Sin llegar a tales extremos, la reorientación de carrera puede estar ocasionada por una decisión personal, firme y meditada, pero también por circunstancias que nos empujen a ello. A veces será la pérdida del empleo, tan frecuente en estos días, lo que nos lleve a plantearnos nuevos derroteros. Otras, la insatisfacción de sentirnos profundamente desmotivados, o de necesitar algo distinto que nos devuelva la plenitud y el entusiasmo. En cualquier caso, es un considerable generador de ansiedad. Remueve nuestro interior, provoca reflexión, dudas y miedos. Nos lleva de la euforia al pesimismo, en una especie de montaña rusa emocional que altera nuestro comportamiento y relaciones con los demás e, indudablemente, requiere una buena dosis de valentía.
Uno de los miedos más frecuentes en los periodos de transición es el de perder la identidad por la que somos reconocidos y que a veces se adueña de nosotros. Nos comprometemos tanto con la compañía para la que trabajamos que terminamos pensando que no somos más que una prolongación de ella. Tememos caer en una especie de anonimato, una vez huérfanos del paraguas que nos cobija y vincula, por el que profesamos una arraigada y orgullosa sensación de pertenencia. Tememos que nuestra identidad profesional quede difuminada, disuelta como un azucarillo, una vez desprovistos del manto protector que creemos da sentido a nuestra vida. No hablo de la inseguridad de perder temporalmente los ingresos fijos, sino del error de creer que nuestra valía viene dada por nuestra posición, por el hecho de estar donde estamos y no de ser lo que somos.
La reputación profesional va con cada uno de nosotros y es resultado de lo que hemos sido capaces de hacer y aprender en nuestra trayectoria.
Recogemos los frutos que sembramos y no otros, al menos a la larga. Haber conseguido logros valiosos, mejorado nuestras habilidades, y actuado coherentemente con arreglo a unos valores, es un activo que nos acompañará de por vida. El verdadero reconocimiento externo viene dado por lo que hemos consolidado en nuestro bagaje profesional, y no sólo por una determinada posición ocupada temporalmente.
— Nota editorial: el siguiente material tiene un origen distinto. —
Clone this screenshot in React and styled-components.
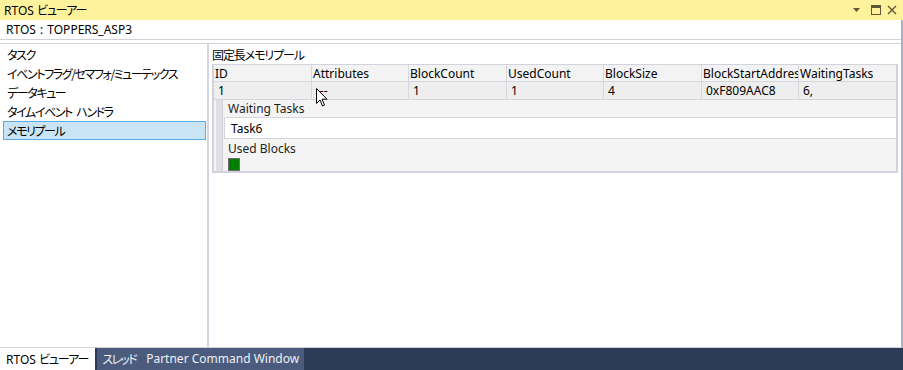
import React from "react";
import styled, { createGlobalStyle } from "styled-components";

const GlobalStyle = createGlobalStyle`
  html, body {
    margin: 0;
    padding: 0;
    background: #ffffff;
  }
  body {
    font-family: "Noto Sans", "Noto Sans CJK JP", sans-serif;
    font-size: 12px;
    color: #1e1e1e;
  }
`;

// Meiryo UI style condensed kana
const Jp = styled.span`
  font-family: "Noto Sans CJK JP", sans-serif;
  font-feature-settings: "palt";
  letter-spacing: ${(p) => p.$tight || "-1.1px"};
  word-spacing: 3px;
`;

const Window = styled.div`
  position: relative;
  width: 903px;
  height: 370px;
  display: flex;
  flex-direction: column;
  overflow: hidden;
`;

const TitleBar = styled.div`
  height: 20px;
  flex: 0 0 20px;
  background: #fff29d;
  display: flex;
  align-items: center;
  justify-content: space-between;
  padding: 0 6px 0 4px;
  line-height: 20px;
  color: #000000;
`;

const TitleButtons = styled.div`
  display: flex;
  align-items: center;
  gap: 6px;
`;

const Frame = styled.div`
  flex: 1;
  display: flex;
  flex-direction: column;
  border-right: 2px solid #a9b3c6;
  min-height: 0;
`;

const RtosHeader = styled.div`
  height: 19px;
  flex: 0 0 19px;
  padding-left: 6px;
  line-height: 19px;
  word-spacing: 1px;
  border-bottom: 1px solid #cfd0da;
  color: #000000;
`;

const Panels = styled.div`
  flex: 1;
  display: flex;
  margin-top: 3px;
  border-top: 1px solid #cfd0da;
  border-bottom: 1px solid #cfd0da;
  min-height: 0;
`;

const NavList = styled.div`
  width: 209px;
  flex: 0 0 209px;
  box-sizing: border-box;
  border-right: 2px solid #d4d5de;
  padding: 1px 1px 0 3px;
`;

const NavItem = styled.div`
  height: 19px;
  line-height: 17px;
  padding-left: 3px;
  box-sizing: border-box;
  color: #000000;
  white-space: nowrap;
  background: ${(p) => (p.$selected ? "#c9e5f5" : "transparent")};
  border: 1px solid ${(p) => (p.$selected ? "#5ea9e0" : "transparent")};
`;

const Content = styled.div`
  flex: 1;
  padding: 0 3px;
  display: flex;
  flex-direction: column;
`;

const Caption = styled.div`
  height: 20px;
  line-height: 21px;
  color: #000000;
`;

const TableFrame = styled.div`
  width: 686px;
  box-sizing: border-box;
  border: 2px solid #d2d3dc;
  border-top-width: 1px;
`;

const Row = styled.div`
  display: grid;
  grid-template-columns: 98px 97px 98px 97px 98px 97px 97px;
  background: ${(p) => (p.$header ? "#f3f3f3" : "#eeeeee")};
  border-bottom: 1px solid #d6d6df;
`;

const Cell = styled.div`
  height: ${(p) => (p.$header ? "16px" : "17px")};
  line-height: ${(p) => (p.$header ? "17px" : "18px")};
  padding-left: ${(p) => (p.$header ? "1px" : "4px")};
  border-right: 1px solid #d6d6df;
  white-space: nowrap;
  overflow: hidden;
  color: #000000;
  &:last-child {
    border-right: none;
  }
`;

const Detail = styled.div`
  display: flex;
  background: #f4f4f4;
`;

const Indent = styled.div`
  width: 6px;
  flex: 0 0 6px;
  margin-left: 2px;
  background: #dedee3;
  border-right: 1px solid #cfcfd8;
`;

const DetailBody = styled.div`
  flex: 1;
  display: flex;
  flex-direction: column;
  padding-left: 1px;
`;

const DetailLabel = styled.div`
  height: ${(p) => p.$h || "17px"};
  line-height: ${(p) => p.$h || "17px"};
  padding-left: 4px;
  color: #1e1e1e;
`;

const TaskBox = styled.div`
  height: 20px;
  line-height: 21px;
  background: #ffffff;
  border: 1px solid #d6d6df;
  border-right: none;
  padding-left: 6px;
  color: #000000;
`;

const BlockStrip = styled.div`
  display: flex;
  gap: 2px;
  padding-left: 4px;
  height: 13px;
`;

const Block = styled.div`
  width: 10px;
  height: 11px;
  background: ${(p) => (p.$used ? "#007f00" : "#ffffff")};
  border: 1px solid #6e6e6e;
`;

const TabBar = styled.div`
  height: 22px;
  flex: 0 0 22px;
  background: #2c3a57;
  display: flex;
  align-items: stretch;
`;

const Tab = styled.div`
  padding: 0 ${(p) => (p.$active ? "7px" : "5px")} 0 ${(p) => (p.$active ? "6px" : "5px")};
  line-height: 22px;
  white-space: nowrap;
  background: ${(p) => (p.$active ? "#ffffff" : "#4b5b7e")};
  color: ${(p) => (p.$active ? "#000000" : "#eef1f6")};
  margin-right: ${(p) => (p.$active ? "2px" : "0")};
`;

const Cursor = styled.svg`
  position: absolute;
  left: 316px;
  top: 88px;
  pointer-events: none;
`;

const columns = [
  ["ID", "1"],
  ["Attributes", "---"],
  ["BlockCount", "1"],
  ["UsedCount", "1"],
  ["BlockSize", "4"],
  ["BlockStartAddress", "0xF809AAC8"],
  ["WaitingTasks", "6,"],
];

const navItems = [
  "タスク",
  "イベントフラグ/セマフォ/ミューテックス",
  "データキュー",
  "タイムイベント ハンドラ",
  "メモリプール",
];

function TitleIcons() {
  return (
    <TitleButtons>
      <svg width="8" height="5" viewBox="0 0 8 5">
        <path d="M0 0 H7 L3.5 4 Z" fill="#5f5738" />
      </svg>
      <svg width="10" height="10" viewBox="0 0 10 10" style={{ marginLeft: 4 }}>
        <rect x="0.5" y="0.5" width="9" height="9" fill="none" stroke="#5f5738" />
        <rect x="0" y="0" width="10" height="3" fill="#5f5738" />
      </svg>
      <svg width="10" height="10" viewBox="0 0 10 10">
        <path d="M1 1 L9 9 M9 1 L1 9" stroke="#5f5738" strokeWidth="1.4" />
      </svg>
    </TitleButtons>
  );
}

export default function App() {
  return (
    <>
      <GlobalStyle />
      <Window>
        <TitleBar>
          <span>
            RTOS <Jp>ビューアー</Jp>
          </span>
          <TitleIcons />
        </TitleBar>
        <Frame>
          <RtosHeader>RTOS : TOPPERS_ASP3</RtosHeader>
          <Panels>
            <NavList>
              {navItems.map((item, i) => (
                <NavItem key={item} $selected={i === navItems.length - 1}>
                  <Jp $tight="-1.4px">{item}</Jp>
                </NavItem>
              ))}
            </NavList>
            <Content>
              <Caption>
                <Jp $tight="-1.1px">固定長メモリプール</Jp>
              </Caption>
              <TableFrame>
                <Row $header>
                  {columns.map(([h]) => (
                    <Cell key={h} $header>
                      {h}
                    </Cell>
                  ))}
                </Row>
                <Row>
                  {columns.map(([h, v]) => (
                    <Cell key={h}>{v}</Cell>
                  ))}
                </Row>
                <Detail>
                  <Indent />
                  <DetailBody>
                    <DetailLabel>Waiting Tasks</DetailLabel>
                    <TaskBox>Task6</TaskBox>
                    <DetailLabel $h="19px">Used Blocks</DetailLabel>
                    <BlockStrip>
                      <Block $used />
                    </BlockStrip>
                  </DetailBody>
                </Detail>
              </TableFrame>
            </Content>
          </Panels>
        </Frame>
        <TabBar>
          <Tab $active>
            RTOS <Jp>ビューアー</Jp>
          </Tab>
          <Tab>
            <Jp $tight="-1.6px">スレッド</Jp>
          </Tab>
          <Tab>Partner Command Window</Tab>
        </TabBar>
        <Cursor width="13" height="19" viewBox="0 0 13 19">
          <path
            d="M0.5 0.5 L0.5 15.5 L4 12 L6.5 18 L8.5 17 L6 11.2 L11 11.2 Z"
            fill="#ffffff"
            stroke="#000000"
            strokeWidth="1"
            strokeLinejoin="round"
          />
        </Cursor>
      </Window>
    </>
  );
}
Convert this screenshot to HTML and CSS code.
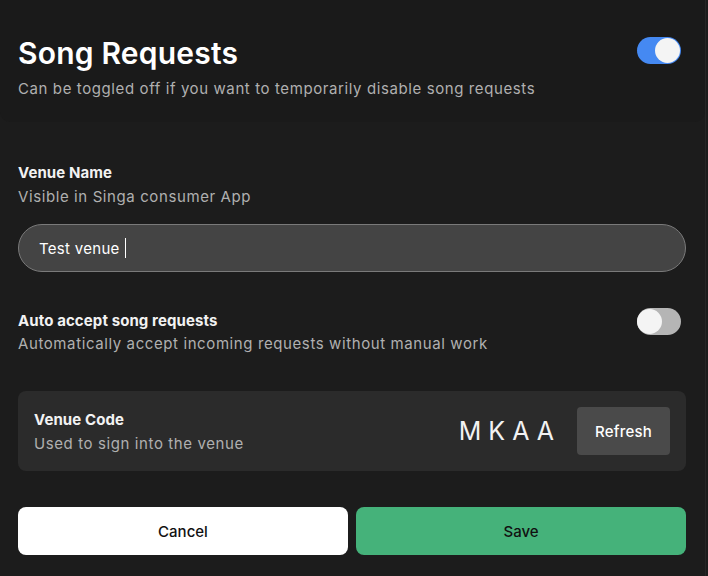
FILE: index.html
```html
<!DOCTYPE html>
<html>
<head>
<meta charset="utf-8">
<link rel="stylesheet" href="styles.css">
</head>
<body>
<div class="page">
  <header class="head">
    <div class="row">
      <div class="texts">
        <h1 class="title">Song Requests</h1>
        <p class="sub">Can be toggled off if you want to temporarily disable song requests</p>
      </div>
      <div class="toggle on"><span class="knob"></span></div>
    </div>
  </header>
  <main class="body">
    <section class="field">
      <div class="label">Venue Name</div>
      <p class="sub">Visible in Singa consumer App</p>
      <div class="input"><span class="val">Test venue</span><span class="caret"></span></div>
    </section>
    <section class="row auto">
      <div class="texts">
        <div class="label">Auto accept song requests</div>
        <p class="sub">Automatically accept incoming requests without manual work</p>
      </div>
      <div class="toggle off"><span class="knob"></span></div>
    </section>
    <section class="code-card">
      <div class="texts">
        <div class="label">Venue Code</div>
        <p class="sub">Used to sign into the venue</p>
      </div>
      <div class="code-right">
        <span class="code">MKAA</span>
        <button class="refresh">Refresh</button>
      </div>
    </section>
    <div class="actions">
      <button class="btn cancel">Cancel</button>
      <button class="btn save">Save</button>
    </div>
  </main>
</div>
</body>
</html>
```
FILE: styles.css
```css
* { box-sizing: border-box; }
html, body { margin: 0; padding: 0; }
body {
  background: #1c1c1c;
  font-family: Inter, "Noto Sans", sans-serif;
  color: #fff;
  width: 708px;
  height: 576px;
  overflow: hidden;
}
.page {
  width: 706px;
  height: 576px;
  border-right: 1px solid #262626;
}
.head {
  background: #1a1a1a;
  border-radius: 0 0 10px 10px;
  height: 122px;
  padding: 35px 24px 0 18px;
}
.row {
  display: flex;
  justify-content: space-between;
  align-items: flex-start;
}
.title {
  margin: 0;
  font-size: 30px;
  font-weight: 600;
  line-height: 36px;
  letter-spacing: 0.2px;
}
.sub {
  margin: 0;
  font-size: 15px;
  line-height: 22px;
  color: #b0b0b0;
  letter-spacing: 0.6px;
}
.head .sub { margin-top: 7px; }
.toggle {
  width: 44px;
  height: 27px;
  border-radius: 14px;
  position: relative;
  flex: none;
  margin-top: 2px;
}
.toggle.on { background: #4589f2; }
.toggle.off { background: #b5b5b5; }
.knob {
  position: absolute;
  top: 1px;
  width: 25px;
  height: 25px;
  border-radius: 50%;
  background: #f4f4f4;
}
.on .knob { right: 1px; }
.off .knob { left: 0; }
.body {
  padding: 40px 19px 0 18px;
}
.label {
  font-size: 15px;
  font-weight: 700;
  line-height: 22px;
  color: #f2f2f2;
  letter-spacing: 0.1px;
}
.field .sub { margin-top: 2px; }
.input {
  margin-top: 16px;
  height: 48px;
  border-radius: 24px;
  background: #444;
  border: 1px solid #7a7a7a;
  display: flex;
  align-items: center;
  padding-left: 20px;
  font-size: 15px;
  letter-spacing: 0.3px;
  color: #fff;
}
.caret {
  display: inline-block;
  width: 1px;
  height: 20px;
  background: #fff;
  margin-left: 5px;
}
.auto {
  margin-top: 38px;
  padding-right: 5px;
}
.auto .toggle { margin-top: -2px; }
.auto .sub { margin-top: 1px; }
.code-card {
  margin-top: 36px;
  height: 80px;
  background: #2b2b2b;
  border-radius: 8px;
  display: flex;
  align-items: center;
  justify-content: space-between;
  padding: 2px 16px 0;
}
.code-card .sub { margin-top: 2px; }
.code-right {
  display: flex;
  align-items: center;
  margin-top: -2px;
}
.code {
  font-size: 25px;
  font-weight: 400;
  letter-spacing: 7px;
  color: #f2f2f2;
  margin-right: 16px;
}
.refresh {
  width: 93px;
  height: 48px;
  background: #4a4a4a;
  border: none;
  border-radius: 4px;
  color: #fff;
  font-family: inherit;
  font-size: 15px;
  font-weight: 500;
  letter-spacing: 0.2px;
}
.actions {
  margin-top: 36px;
  display: flex;
  gap: 8px;
}
.btn {
  flex: 1;
  height: 48px;
  border: none;
  border-radius: 8px;
  font-family: inherit;
  font-size: 15px;
  font-weight: 500;
  color: #111;
}
.cancel { background: #fff; }
.save { background: #45b27a; }
```
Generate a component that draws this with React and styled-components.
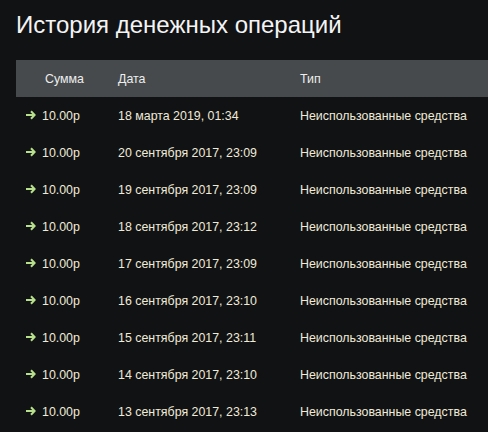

Además, la convicción en nuestras propias capacidades representa un indudable atractivo para otras empresas. Hay que perder el miedo a unas transiciones de carrera cada día más frecuentes.
Es necesario ganar en autoconfianza y tener un sentido ponderado y realista de nuestro valor individual. Un valor estimado en su justa medida por las empresas que dejamos, por cierto. Como dice mi amigo Fer, no es más grande el que más espacio ocupa, sino el que más vacío deja cuando se va.